───── RECORDS ─────

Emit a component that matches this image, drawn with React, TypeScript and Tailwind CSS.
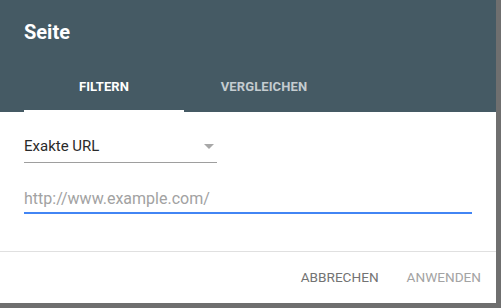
import React from "react";

export default function App() {
  return (
    <div
      className="w-[501px] h-[308px] bg-[#6f6f6f] overflow-hidden"
      style={{ fontFamily: "Roboto, 'Liberation Sans', sans-serif" }}
    >
      <div className="w-[496px] h-[303px] bg-white flex flex-col">
        {/* Header */}
        <div className="bg-[#455a64] h-[112px] px-6 flex flex-col">
          <div className="h-16 flex items-center text-[20px] font-bold text-white leading-none">
            Seite
          </div>
          <div className="flex h-12">
            <div className="w-[160px] flex items-center justify-center text-[13px] font-bold text-white border-b-2 border-white tracking-[0.1px]">
              FILTERN
            </div>
            <div className="w-[160px] flex items-center justify-center text-[13px] font-bold text-[#c4ccd0] border-b-2 border-transparent tracking-[0.1px]">
              VERGLEICHEN
            </div>
          </div>
        </div>

        {/* Body */}
        <div className="px-6 flex flex-col">
          <div className="mt-[18px] w-[193px] h-[33px] border-b border-[#9e9e9e] flex items-center justify-between">
            <span className="text-[15px] text-[#2a2a2a]">Exakte URL</span>
            <svg width="10" height="5" viewBox="0 0 10 5" className="mr-[3px]">
              <path d="M0 0 L10 0 L5 5 Z" fill="#a8a8a8" />
            </svg>
          </div>
          <div className="mt-[19px] h-[32px] pt-[4px] border-b-2 border-[#4285f4] flex items-center">
            <span className="text-[16px] text-[#a2a2a2]">http://www.example.com/</span>
          </div>
        </div>

        {/* Divider + footer */}
        <div className="mt-[37px] border-t border-[#e0e0e0] h-[52px] flex items-center justify-end gap-[28px] pr-[15px]">
          <span className="text-[13.6px] text-[#737373]">ABBRECHEN</span>
          <span className="text-[13.6px] text-[#a3a3a3]">ANWENDEN</span>
        </div>
      </div>
    </div>
  );
}
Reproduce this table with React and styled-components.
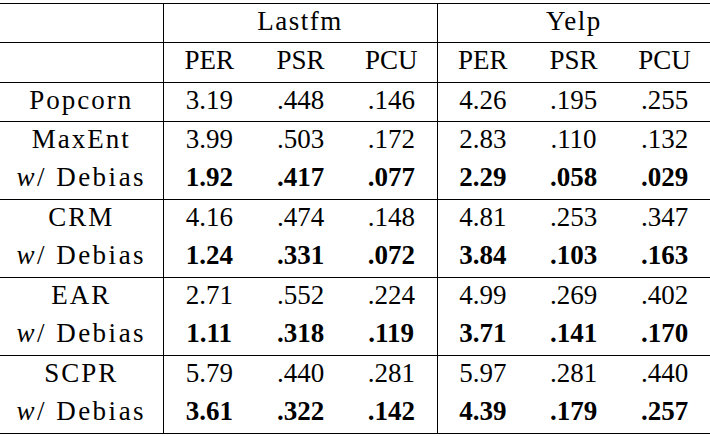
import React from 'react';
import styled, { createGlobalStyle } from 'styled-components';

const GlobalStyle = createGlobalStyle`
  html, body {
    margin: 0;
    padding: 0;
    background: #fff;
  }
`;

const Page = styled.div`
  width: 710px;
  height: 436px;
  padding-top: 3px;
  box-sizing: border-box;
  background: #fff;
`;

const Table = styled.table`
  width: 710px;
  border-collapse: collapse;
  table-layout: fixed;
  font-family: "Liberation Serif", "DejaVu Serif", serif;
  font-size: 27px;
  color: #000;
`;

const Row = styled.tr`
  height: ${(p) => p.$h || 39}px;
  border-top: ${(p) => (p.$rule ? '1px solid #000' : 'none')};
  &:last-child {
    border-bottom: 1px solid #000;
  }
`;

const Cell = styled.td`
  padding: 0 0 4px 0;
  text-align: center;
  vertical-align: middle;
  white-space: nowrap;
  font-weight: ${(p) => (p.$bold ? 700 : 400)};
  border-right: ${(p) => (p.$sep ? '1px solid #000' : 'none')};
`;

const Label = styled(Cell)`
  letter-spacing: ${(p) => (p.$wide ? 2.5 : 2)}px;
`;

const Dataset = styled(Cell)`
  letter-spacing: 1.5px;
`;

const Em = styled.i`
  font-style: italic;
`;

const rows = [
  { name: 'Popcorn', vals: ['3.19', '.448', '.146', '4.26', '.195', '.255'], rule: true },
  { name: 'MaxEnt', vals: ['3.99', '.503', '.172', '2.83', '.110', '.132'], rule: true },
  { debias: true, vals: ['1.92', '.417', '.077', '2.29', '.058', '.029'] },
  { name: 'CRM', vals: ['4.16', '.474', '.148', '4.81', '.253', '.347'], rule: true },
  { debias: true, vals: ['1.24', '.331', '.072', '3.84', '.103', '.163'] },
  { name: 'EAR', vals: ['2.71', '.552', '.224', '4.99', '.269', '.402'], rule: true },
  { debias: true, vals: ['1.11', '.318', '.119', '3.71', '.141', '.170'] },
  { name: 'SCPR', vals: ['5.79', '.440', '.281', '5.97', '.281', '.440'], rule: true },
  { debias: true, vals: ['3.61', '.322', '.142', '4.39', '.179', '.257'] },
];

const metrics = ['PER', 'PSR', 'PCU'];

export default function App() {
  return (
    <Page>
      <GlobalStyle />
      <Table>
        <colgroup>
          <col style={{ width: 163 }} />
          <col style={{ width: 92 }} />
          <col style={{ width: 91 }} />
          <col style={{ width: 91 }} />
          <col style={{ width: 91 }} />
          <col style={{ width: 91 }} />
          <col style={{ width: 91 }} />
        </colgroup>
        <tbody>
          <Row $rule>
            <Cell $sep />
            <Dataset colSpan={3} $sep>Lastfm</Dataset>
            <Dataset colSpan={3}>Yelp</Dataset>
          </Row>
          <Row $rule $h={40}>
            <Cell $sep />
            {metrics.map((m, i) => (
              <Cell key={'l' + m} $sep={i === 2}>{m}</Cell>
            ))}
            {metrics.map((m) => (
              <Cell key={'y' + m}>{m}</Cell>
            ))}
          </Row>
          {rows.map((r, idx) => (
            <Row key={idx} $rule={r.rule}>
              <Label $sep $wide={r.debias}>
                {r.debias ? (
                  <>
                    <Em>w</Em>/ Debias
                  </>
                ) : (
                  r.name
                )}
              </Label>
              {r.vals.map((v, i) => (
                <Cell key={i} $bold={r.debias} $sep={i === 2}>
                  {v}
                </Cell>
              ))}
            </Row>
          ))}
        </tbody>
      </Table>
    </Page>
  );
}
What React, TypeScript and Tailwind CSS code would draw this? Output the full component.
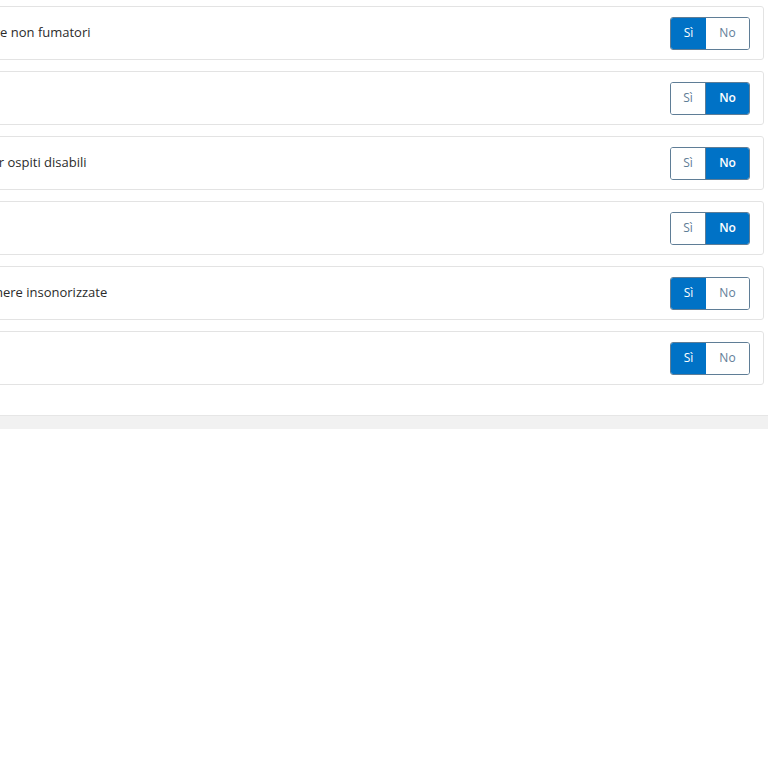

─────

Write the records out once more, exactly as they appear, with no pictures.

Emit a component that matches this image, drawn with React, TypeScript and Tailwind CSS.
import React from "react";

export default function App() {
  return (
    <div
      className="w-[501px] h-[308px] bg-[#6f6f6f] overflow-hidden"
      style={{ fontFamily: "Roboto, 'Liberation Sans', sans-serif" }}
    >
      <div className="w-[496px] h-[303px] bg-white flex flex-col">
        {/* Header */}
        <div className="bg-[#455a64] h-[112px] px-6 flex flex-col">
          <div className="h-16 flex items-center text-[20px] font-bold text-white leading-none">
            Seite
          </div>
          <div className="flex h-12">
            <div className="w-[160px] flex items-center justify-center text-[13px] font-bold text-white border-b-2 border-white tracking-[0.1px]">
              FILTERN
            </div>
            <div className="w-[160px] flex items-center justify-center text-[13px] font-bold text-[#c4ccd0] border-b-2 border-transparent tracking-[0.1px]">
              VERGLEICHEN
            </div>
          </div>
        </div>

        {/* Body */}
        <div className="px-6 flex flex-col">
          <div className="mt-[18px] w-[193px] h-[33px] border-b border-[#9e9e9e] flex items-center justify-between">
            <span className="text-[15px] text-[#2a2a2a]">Exakte URL</span>
            <svg width="10" height="5" viewBox="0 0 10 5" className="mr-[3px]">
              <path d="M0 0 L10 0 L5 5 Z" fill="#a8a8a8" />
            </svg>
          </div>
          <div className="mt-[19px] h-[32px] pt-[4px] border-b-2 border-[#4285f4] flex items-center">
            <span className="text-[16px] text-[#a2a2a2]">http://www.example.com/</span>
          </div>
        </div>

        {/* Divider + footer */}
        <div className="mt-[37px] border-t border-[#e0e0e0] h-[52px] flex items-center justify-end gap-[28px] pr-[15px]">
          <span className="text-[13.6px] text-[#737373]">ABBRECHEN</span>
          <span className="text-[13.6px] text-[#a3a3a3]">ANWENDEN</span>
        </div>
      </div>
    </div>
  );
}
Reproduce this table with React and styled-components.
import React from 'react';
import styled, { createGlobalStyle } from 'styled-components';

const GlobalStyle = createGlobalStyle`
  html, body {
    margin: 0;
    padding: 0;
    background: #fff;
  }
`;

const Page = styled.div`
  width: 710px;
  height: 436px;
  padding-top: 3px;
  box-sizing: border-box;
  background: #fff;
`;

const Table = styled.table`
  width: 710px;
  border-collapse: collapse;
  table-layout: fixed;
  font-family: "Liberation Serif", "DejaVu Serif", serif;
  font-size: 27px;
  color: #000;
`;

const Row = styled.tr`
  height: ${(p) => p.$h || 39}px;
  border-top: ${(p) => (p.$rule ? '1px solid #000' : 'none')};
  &:last-child {
    border-bottom: 1px solid #000;
  }
`;

const Cell = styled.td`
  padding: 0 0 4px 0;
  text-align: center;
  vertical-align: middle;
  white-space: nowrap;
  font-weight: ${(p) => (p.$bold ? 700 : 400)};
  border-right: ${(p) => (p.$sep ? '1px solid #000' : 'none')};
`;

const Label = styled(Cell)`
  letter-spacing: ${(p) => (p.$wide ? 2.5 : 2)}px;
`;

const Dataset = styled(Cell)`
  letter-spacing: 1.5px;
`;

const Em = styled.i`
  font-style: italic;
`;

const rows = [
  { name: 'Popcorn', vals: ['3.19', '.448', '.146', '4.26', '.195', '.255'], rule: true },
  { name: 'MaxEnt', vals: ['3.99', '.503', '.172', '2.83', '.110', '.132'], rule: true },
  { debias: true, vals: ['1.92', '.417', '.077', '2.29', '.058', '.029'] },
  { name: 'CRM', vals: ['4.16', '.474', '.148', '4.81', '.253', '.347'], rule: true },
  { debias: true, vals: ['1.24', '.331', '.072', '3.84', '.103', '.163'] },
  { name: 'EAR', vals: ['2.71', '.552', '.224', '4.99', '.269', '.402'], rule: true },
  { debias: true, vals: ['1.11', '.318', '.119', '3.71', '.141', '.170'] },
  { name: 'SCPR', vals: ['5.79', '.440', '.281', '5.97', '.281', '.440'], rule: true },
  { debias: true, vals: ['3.61', '.322', '.142', '4.39', '.179', '.257'] },
];

const metrics = ['PER', 'PSR', 'PCU'];

export default function App() {
  return (
    <Page>
      <GlobalStyle />
      <Table>
        <colgroup>
          <col style={{ width: 163 }} />
          <col style={{ width: 92 }} />
          <col style={{ width: 91 }} />
          <col style={{ width: 91 }} />
          <col style={{ width: 91 }} />
          <col style={{ width: 91 }} />
          <col style={{ width: 91 }} />
        </colgroup>
        <tbody>
          <Row $rule>
            <Cell $sep />
            <Dataset colSpan={3} $sep>Lastfm</Dataset>
            <Dataset colSpan={3}>Yelp</Dataset>
          </Row>
          <Row $rule $h={40}>
            <Cell $sep />
            {metrics.map((m, i) => (
              <Cell key={'l' + m} $sep={i === 2}>{m}</Cell>
            ))}
            {metrics.map((m) => (
              <Cell key={'y' + m}>{m}</Cell>
            ))}
          </Row>
          {rows.map((r, idx) => (
            <Row key={idx} $rule={r.rule}>
              <Label $sep $wide={r.debias}>
                {r.debias ? (
                  <>
                    <Em>w</Em>/ Debias
                  </>
                ) : (
                  r.name
                )}
              </Label>
              {r.vals.map((v, i) => (
                <Cell key={i} $bold={r.debias} $sep={i === 2}>
                  {v}
                </Cell>
              ))}
            </Row>
          ))}
        </tbody>
      </Table>
    </Page>
  );
}
What React, TypeScript and Tailwind CSS code would draw this? Output the full component.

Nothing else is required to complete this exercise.